## What is expected
Give the data below again exactly as written, without its pictures.

+ + + +

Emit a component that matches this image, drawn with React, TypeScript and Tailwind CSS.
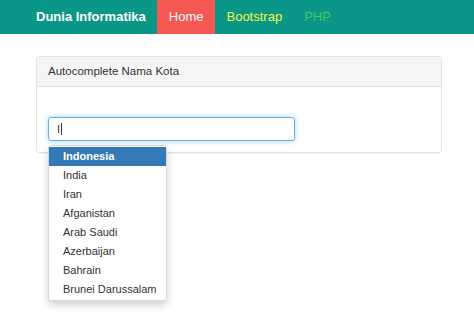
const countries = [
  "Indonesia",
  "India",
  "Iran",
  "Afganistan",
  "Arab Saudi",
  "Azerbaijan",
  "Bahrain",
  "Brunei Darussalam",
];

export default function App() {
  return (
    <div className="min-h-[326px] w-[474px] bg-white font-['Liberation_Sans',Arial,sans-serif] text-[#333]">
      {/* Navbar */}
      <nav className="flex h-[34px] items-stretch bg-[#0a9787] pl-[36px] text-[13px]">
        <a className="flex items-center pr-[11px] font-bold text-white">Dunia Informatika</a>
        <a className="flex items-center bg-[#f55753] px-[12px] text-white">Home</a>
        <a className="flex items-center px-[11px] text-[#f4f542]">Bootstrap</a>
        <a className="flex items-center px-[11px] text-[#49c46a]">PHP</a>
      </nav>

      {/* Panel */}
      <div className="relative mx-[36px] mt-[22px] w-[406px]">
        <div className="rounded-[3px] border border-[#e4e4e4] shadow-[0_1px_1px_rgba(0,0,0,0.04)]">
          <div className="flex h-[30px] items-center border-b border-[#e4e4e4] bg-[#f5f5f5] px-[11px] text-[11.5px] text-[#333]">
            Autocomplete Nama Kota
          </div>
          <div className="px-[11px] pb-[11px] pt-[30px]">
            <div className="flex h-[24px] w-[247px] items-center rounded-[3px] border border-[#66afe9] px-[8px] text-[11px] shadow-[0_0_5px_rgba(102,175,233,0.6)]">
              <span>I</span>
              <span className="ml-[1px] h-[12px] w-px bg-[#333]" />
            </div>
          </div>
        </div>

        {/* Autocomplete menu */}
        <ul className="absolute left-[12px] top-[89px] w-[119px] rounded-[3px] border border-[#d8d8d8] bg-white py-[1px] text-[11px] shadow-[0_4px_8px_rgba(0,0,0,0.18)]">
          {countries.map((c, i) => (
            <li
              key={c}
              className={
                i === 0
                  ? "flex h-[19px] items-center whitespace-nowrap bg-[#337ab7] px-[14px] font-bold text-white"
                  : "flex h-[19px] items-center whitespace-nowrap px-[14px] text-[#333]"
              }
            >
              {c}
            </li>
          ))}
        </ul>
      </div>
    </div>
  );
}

+ + + +

## Task response
Emit a component that matches this image, drawn with React, TypeScript and Tailwind CSS.
const countries = [
  "Indonesia",
  "India",
  "Iran",
  "Afganistan",
  "Arab Saudi",
  "Azerbaijan",
  "Bahrain",
  "Brunei Darussalam",
];

export default function App() {
  return (
    <div className="min-h-[326px] w-[474px] bg-white font-['Liberation_Sans',Arial,sans-serif] text-[#333]">
      {/* Navbar */}
      <nav className="flex h-[34px] items-stretch bg-[#0a9787] pl-[36px] text-[13px]">
        <a className="flex items-center pr-[11px] font-bold text-white">Dunia Informatika</a>
        <a className="flex items-center bg-[#f55753] px-[12px] text-white">Home</a>
        <a className="flex items-center px-[11px] text-[#f4f542]">Bootstrap</a>
        <a className="flex items-center px-[11px] text-[#49c46a]">PHP</a>
      </nav>

      {/* Panel */}
      <div className="relative mx-[36px] mt-[22px] w-[406px]">
        <div className="rounded-[3px] border border-[#e4e4e4] shadow-[0_1px_1px_rgba(0,0,0,0.04)]">
          <div className="flex h-[30px] items-center border-b border-[#e4e4e4] bg-[#f5f5f5] px-[11px] text-[11.5px] text-[#333]">
            Autocomplete Nama Kota
          </div>
          <div className="px-[11px] pb-[11px] pt-[30px]">
            <div className="flex h-[24px] w-[247px] items-center rounded-[3px] border border-[#66afe9] px-[8px] text-[11px] shadow-[0_0_5px_rgba(102,175,233,0.6)]">
              <span>I</span>
              <span className="ml-[1px] h-[12px] w-px bg-[#333]" />
            </div>
          </div>
        </div>

        {/* Autocomplete menu */}
        <ul className="absolute left-[12px] top-[89px] w-[119px] rounded-[3px] border border-[#d8d8d8] bg-white py-[1px] text-[11px] shadow-[0_4px_8px_rgba(0,0,0,0.18)]">
          {countries.map((c, i) => (
            <li
              key={c}
              className={
                i === 0
                  ? "flex h-[19px] items-center whitespace-nowrap bg-[#337ab7] px-[14px] font-bold text-white"
                  : "flex h-[19px] items-center whitespace-nowrap px-[14px] text-[#333]"
              }
            >
              {c}
            </li>
          ))}
        </ul>
      </div>
    </div>
  );
}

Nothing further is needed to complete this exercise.